If CSF sTREM2 levels are reproducibly associated with the onset of cognitive decline, this biomarker could have significant value in AD diagnostics and drug trials. Current clinical CSF diagnostics evaluate levels of Aβ42, tau, and ptau. The combination of low CSF Aβ42 and high tau/ptau is consistent with the presence of AD pathology, but it is not specific—it may occur either in patients with dementia due to AD or preclinical AD. Addition of sTREM2 to CSF testing may improve our ability to determine whether mild cognitive problems are due to AD or other etiologies. CSF sTREM2 levels could also be helpful in AD drug trials. Biomarkers are being used as endpoints as well as enrollment criteria in some clinical trials. If CSF sTREM2 is reliably associated with the onset of cognitive decline, reduced sTREM2 levels in drug‐treated individuals with preclinical AD could indicate a favorable drug effect. Additionally, drugs for AD may be most effective when given at a particular stage of the AD process. Individuals who have abnormal biomarkers for amyloid, tau/ptau but normal CSF sTREM2 may be at an earlier stage of the AD process than individuals with abnormalities in all three biomarkers.

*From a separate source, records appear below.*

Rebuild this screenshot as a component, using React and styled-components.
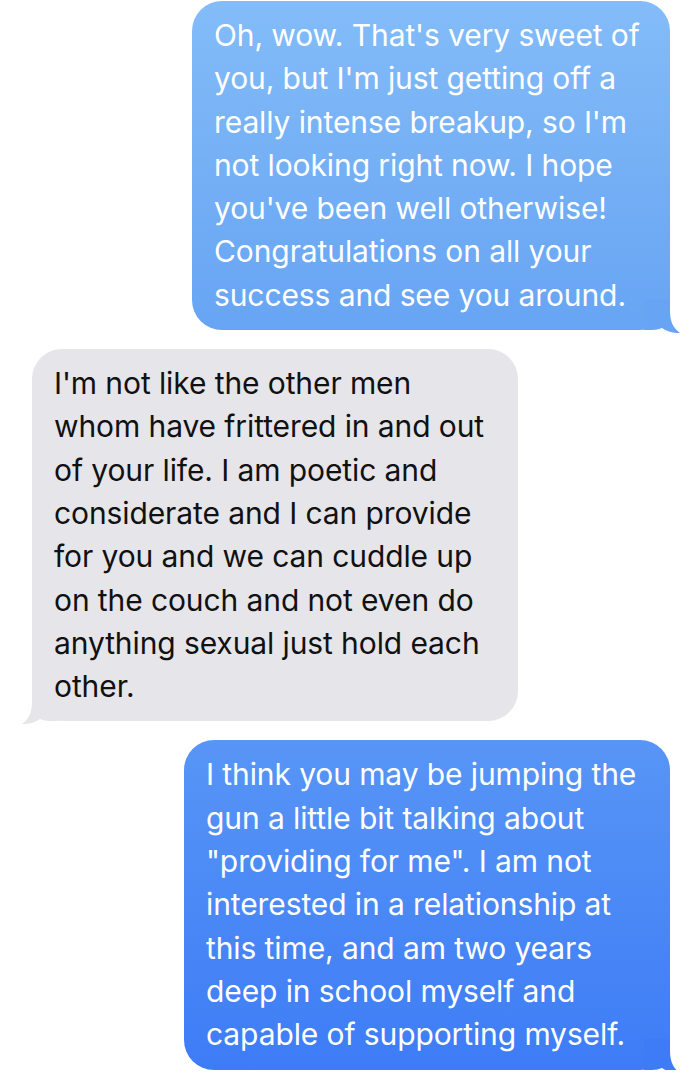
import { Fragment } from "react";
import styled, { createGlobalStyle } from "styled-components";

const messages = [
  {
    from: "me",
    tone: "light",
    width: 478,
    lines: [
      "Oh, wow. That's very sweet of",
      "you, but I'm just getting off a",
      "really intense breakup, so I'm",
      "not looking right now. I hope",
      "you've been well otherwise!",
      "Congratulations on all your",
      "success and see you around.",
    ],
  },
  {
    from: "them",
    tone: "gray",
    width: 486,
    lines: [
      "I'm not like the other men",
      "whom have frittered in and out",
      "of your life. I am poetic and",
      "considerate and I can provide",
      "for you and we can cuddle up",
      "on the couch and not even do",
      "anything sexual just hold each",
      "other.",
    ],
  },
  {
    from: "me",
    tone: "deep",
    width: 486,
    lines: [
      "I think you may be jumping the",
      "gun a little bit talking about",
      "\"providing for me\". I am not",
      "interested in a relationship at",
      "this time, and am two years",
      "deep in school myself and",
      "capable of supporting myself.",
    ],
  },
];

const tones = {
  light: { top: "#83bcf8", bottom: "#67a4f3", text: "#ffffff" },
  gray: { top: "#e5e5ea", bottom: "#e5e5ea", text: "#111111" },
  deep: { top: "#5895f6", bottom: "#3d7cf6", text: "#ffffff" },
};

export default function App() {
  return (
    <>
      <GlobalStyle />
      <Thread>
        {messages.map((m, i) => (
          <Row key={i} $from={m.from}>
            <Bubble $tone={m.tone} $width={m.width}>
              <Tail side={m.from === "me" ? "right" : "left"} color={tones[m.tone].bottom} />
              <Text>
                {m.lines.map((line, j) => (
                  <Fragment key={j}>
                    {line}
                    {j < m.lines.length - 1 && <br />}
                  </Fragment>
                ))}
              </Text>
            </Bubble>
          </Row>
        ))}
      </Thread>
    </>
  );
}

function Tail({ side, color }) {
  return (
    <TailSvg $side={side} width="36" height="34" viewBox="0 0 36 34">
      <path
        d="M0 0 H26 V12 C26 22 29 29 36 34 C29 34.3 23 32.5 18 29 C15 30.2 12 31 8 31 H0 Z"
        fill={color}
      />
    </TailSvg>
  );
}

const GlobalStyle = createGlobalStyle`
  html, body {
    margin: 0;
    padding: 0;
    background: #ffffff;
  }
  body {
    font-family: Inter, "Noto Sans", sans-serif;
    -webkit-font-smoothing: antialiased;
  }
`;

const Thread = styled.div`
  display: flex;
  flex-direction: column;
  gap: 19px;
  padding: 1px 30px 0 32px;
  width: 700px;
  box-sizing: border-box;
`;

const Row = styled.div`
  display: flex;
  justify-content: ${(p) => (p.$from === "me" ? "flex-end" : "flex-start")};
`;

const Bubble = styled.div`
  position: relative;
  width: ${(p) => p.$width}px;
  box-sizing: border-box;
  padding: 13px 18px 13px 22px;
  border-radius: 30px;
  background: linear-gradient(
    to bottom,
    ${(p) => tones[p.$tone].top},
    ${(p) => tones[p.$tone].bottom}
  );
  color: ${(p) => tones[p.$tone].text};
  font-size: 30px;
  line-height: 43.3px;
  letter-spacing: -0.1px;
  white-space: nowrap;
`;

const Text = styled.p`
  position: relative;
  z-index: 1;
  margin: 0;
`;

const TailSvg = styled.svg`
  position: absolute;
  z-index: 0;
  bottom: -3px;
  ${(p) => (p.$side === "right" ? "right: -10px;" : "left: -10px; transform: scaleX(-1);")}
  display: block;
`;
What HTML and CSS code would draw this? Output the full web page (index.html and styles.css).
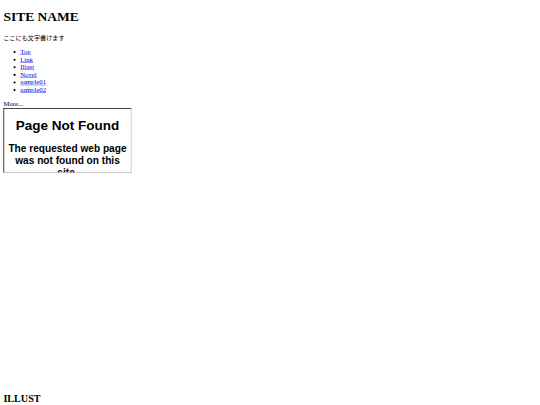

If CSF sTREM2 further refines our ability to stage AD, this would allow us to evaluate which drugs are most appropriate for patients at various stages of the AD process. If additional studies confirm the results of Suárez‐Calvet et al (2016), CSF sTREM2 levels may be an important biomarker that represents some of the biological events that connect amyloid deposition and neurofibrillary tangle formation to cognitive decline. A biomarker that marks the transition from preclinical AD to dementia could have a major impact on our ability to understand, diagnose, and treat this formidable disease.